The ICVs, PDGs, and screen designs would need to be optimized to provide an integrated solution or a concentric intelligent completion solution. A reduction in screen internal diameter has a domino effect on the rating of the frac service tool. A reduction in the outer diameter of the service tool will permit faster erosion requiring an additional trip in hole with a new service tool. Moreover, the pressure drop created at 50-bpm flow rate in the service tool may be excessive and could be a limitation to the frac treating pressure. The number of control lines required for operating and communicating to the ICVs and PDGs would need to be minimized as these lines would either be installed on the screen outer diameter or installed on the concentric string.

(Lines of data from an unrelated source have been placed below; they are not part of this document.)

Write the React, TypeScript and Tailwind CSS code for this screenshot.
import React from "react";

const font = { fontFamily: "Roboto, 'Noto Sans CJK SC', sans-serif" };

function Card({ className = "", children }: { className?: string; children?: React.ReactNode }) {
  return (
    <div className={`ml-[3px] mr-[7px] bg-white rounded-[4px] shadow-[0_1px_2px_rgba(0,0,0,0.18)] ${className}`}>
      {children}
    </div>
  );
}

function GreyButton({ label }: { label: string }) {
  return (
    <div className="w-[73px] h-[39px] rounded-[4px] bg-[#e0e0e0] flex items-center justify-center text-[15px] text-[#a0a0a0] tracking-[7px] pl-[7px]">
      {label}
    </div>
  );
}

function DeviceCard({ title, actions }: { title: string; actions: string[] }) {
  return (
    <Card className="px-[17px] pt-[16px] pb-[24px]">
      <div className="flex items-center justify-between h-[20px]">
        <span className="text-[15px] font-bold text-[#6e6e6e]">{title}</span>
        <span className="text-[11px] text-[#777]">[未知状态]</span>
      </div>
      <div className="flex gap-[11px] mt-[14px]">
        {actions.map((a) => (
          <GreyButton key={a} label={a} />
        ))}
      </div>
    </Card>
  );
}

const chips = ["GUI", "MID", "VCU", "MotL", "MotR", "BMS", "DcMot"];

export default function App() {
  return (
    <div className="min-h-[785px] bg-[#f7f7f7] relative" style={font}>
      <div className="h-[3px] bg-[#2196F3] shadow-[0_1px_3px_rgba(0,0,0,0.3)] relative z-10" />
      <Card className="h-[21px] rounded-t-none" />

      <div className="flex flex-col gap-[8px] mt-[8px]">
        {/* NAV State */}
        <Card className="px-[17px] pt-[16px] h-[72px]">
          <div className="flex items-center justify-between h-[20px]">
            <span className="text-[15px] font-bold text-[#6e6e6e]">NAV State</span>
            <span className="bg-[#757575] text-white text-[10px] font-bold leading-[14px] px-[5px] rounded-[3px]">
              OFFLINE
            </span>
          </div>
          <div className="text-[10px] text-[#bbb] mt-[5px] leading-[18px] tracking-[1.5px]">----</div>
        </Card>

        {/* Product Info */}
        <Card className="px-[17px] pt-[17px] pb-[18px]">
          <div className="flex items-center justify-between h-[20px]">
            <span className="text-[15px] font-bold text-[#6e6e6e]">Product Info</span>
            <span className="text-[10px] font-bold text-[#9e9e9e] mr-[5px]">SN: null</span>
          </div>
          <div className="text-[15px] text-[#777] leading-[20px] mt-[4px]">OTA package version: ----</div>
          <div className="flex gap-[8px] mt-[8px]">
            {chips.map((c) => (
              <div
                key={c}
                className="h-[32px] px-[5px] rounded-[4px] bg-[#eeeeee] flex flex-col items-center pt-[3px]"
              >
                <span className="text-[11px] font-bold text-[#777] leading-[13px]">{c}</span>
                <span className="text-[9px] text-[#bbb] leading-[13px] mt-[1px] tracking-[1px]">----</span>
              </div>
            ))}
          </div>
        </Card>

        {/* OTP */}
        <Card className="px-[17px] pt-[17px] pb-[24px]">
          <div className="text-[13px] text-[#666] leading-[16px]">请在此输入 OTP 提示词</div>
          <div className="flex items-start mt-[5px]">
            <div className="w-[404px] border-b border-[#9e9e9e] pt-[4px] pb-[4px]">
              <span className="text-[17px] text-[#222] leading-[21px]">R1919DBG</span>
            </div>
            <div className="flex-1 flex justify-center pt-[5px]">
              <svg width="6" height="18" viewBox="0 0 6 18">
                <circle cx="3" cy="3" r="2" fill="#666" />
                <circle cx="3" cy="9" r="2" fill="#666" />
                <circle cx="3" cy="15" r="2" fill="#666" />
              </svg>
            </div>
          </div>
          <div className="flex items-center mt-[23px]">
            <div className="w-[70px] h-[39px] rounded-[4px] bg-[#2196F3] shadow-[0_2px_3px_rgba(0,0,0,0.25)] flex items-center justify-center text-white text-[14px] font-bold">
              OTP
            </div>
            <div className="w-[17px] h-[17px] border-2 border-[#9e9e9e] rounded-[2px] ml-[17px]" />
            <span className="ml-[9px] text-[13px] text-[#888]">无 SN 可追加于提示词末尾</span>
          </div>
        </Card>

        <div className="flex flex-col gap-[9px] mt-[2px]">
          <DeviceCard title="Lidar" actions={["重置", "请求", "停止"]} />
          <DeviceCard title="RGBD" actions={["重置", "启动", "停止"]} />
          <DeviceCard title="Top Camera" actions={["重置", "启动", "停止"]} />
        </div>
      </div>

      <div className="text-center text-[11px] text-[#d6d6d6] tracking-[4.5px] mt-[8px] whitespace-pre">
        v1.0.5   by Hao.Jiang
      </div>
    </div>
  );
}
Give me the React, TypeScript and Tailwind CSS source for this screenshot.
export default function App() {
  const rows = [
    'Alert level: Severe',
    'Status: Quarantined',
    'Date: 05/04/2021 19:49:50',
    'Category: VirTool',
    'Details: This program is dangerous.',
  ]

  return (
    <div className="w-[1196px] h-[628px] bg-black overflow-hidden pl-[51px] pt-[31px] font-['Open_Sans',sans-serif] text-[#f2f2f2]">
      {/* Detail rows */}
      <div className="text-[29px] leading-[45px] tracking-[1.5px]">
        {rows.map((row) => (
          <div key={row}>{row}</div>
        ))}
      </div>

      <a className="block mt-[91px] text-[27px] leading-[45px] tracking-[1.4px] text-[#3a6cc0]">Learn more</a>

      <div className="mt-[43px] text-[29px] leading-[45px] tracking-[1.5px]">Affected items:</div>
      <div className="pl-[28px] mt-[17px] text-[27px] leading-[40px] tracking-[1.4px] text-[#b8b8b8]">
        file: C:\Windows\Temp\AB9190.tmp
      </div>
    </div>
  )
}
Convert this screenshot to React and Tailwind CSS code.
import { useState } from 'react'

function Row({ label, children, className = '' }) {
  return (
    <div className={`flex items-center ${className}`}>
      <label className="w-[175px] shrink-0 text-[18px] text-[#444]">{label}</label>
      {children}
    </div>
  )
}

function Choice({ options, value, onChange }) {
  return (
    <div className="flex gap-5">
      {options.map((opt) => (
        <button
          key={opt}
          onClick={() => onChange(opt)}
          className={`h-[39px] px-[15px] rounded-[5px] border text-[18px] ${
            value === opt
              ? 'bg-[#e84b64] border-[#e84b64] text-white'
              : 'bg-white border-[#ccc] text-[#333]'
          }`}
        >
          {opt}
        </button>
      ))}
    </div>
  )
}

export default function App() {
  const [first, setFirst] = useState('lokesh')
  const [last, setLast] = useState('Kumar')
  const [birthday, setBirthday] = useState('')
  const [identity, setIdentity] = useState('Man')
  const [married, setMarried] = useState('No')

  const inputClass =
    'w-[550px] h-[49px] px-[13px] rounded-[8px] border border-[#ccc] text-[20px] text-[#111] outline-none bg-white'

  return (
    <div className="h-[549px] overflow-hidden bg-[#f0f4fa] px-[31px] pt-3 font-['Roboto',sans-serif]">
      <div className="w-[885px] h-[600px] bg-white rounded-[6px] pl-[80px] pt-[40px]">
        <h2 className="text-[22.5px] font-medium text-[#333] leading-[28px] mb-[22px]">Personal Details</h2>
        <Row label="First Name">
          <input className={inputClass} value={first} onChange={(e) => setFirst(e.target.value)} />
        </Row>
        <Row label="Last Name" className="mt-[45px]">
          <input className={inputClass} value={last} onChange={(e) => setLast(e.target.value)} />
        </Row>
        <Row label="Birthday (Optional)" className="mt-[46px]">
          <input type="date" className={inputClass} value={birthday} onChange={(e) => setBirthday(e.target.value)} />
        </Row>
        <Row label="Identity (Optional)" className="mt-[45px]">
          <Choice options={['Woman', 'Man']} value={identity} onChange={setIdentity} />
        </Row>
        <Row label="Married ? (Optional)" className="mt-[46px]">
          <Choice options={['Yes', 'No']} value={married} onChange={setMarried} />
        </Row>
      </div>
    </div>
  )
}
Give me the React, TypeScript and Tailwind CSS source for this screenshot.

In either case the space envelope involved limits the applicability of the direct hydraulics N+1 downhole control system. Interfacing these control lines with the upper completion or production string may require an electro-hydraulic downhole wet connect. This key enabling technology is currently in the infancy stage.
Reliable mating and de-mating is essential to the success of these extremely expensive wells. Incorporating fiber-optic technology across the sandface level would require a fiber-optic disconnect tool. Various service companies are working to develop a solution that would bring the benefits of fiber technology in long horizontal dry tree applications to the subsea environment.
Again, all these solutions would need to consider future secondary recovery methods; such as electric submersible pumps from an up-hole interface standpoint.
Thus, several technical hurdles need to be overcome to provide a robust and reliable completion solution that will unlock the potential of the Lower Tertiary. Current technology would need to be re-engineered or optimized. Radical changes to the way we drill and complete these wells may be required to develop technology that would allow us to reach the goal without being cost prohibitive. Certain compromises will need to be made as the technology evolves. The oil companies and service companies will need to work together to develop the next generation technology to maximize the value offered by the Lower Tertiary.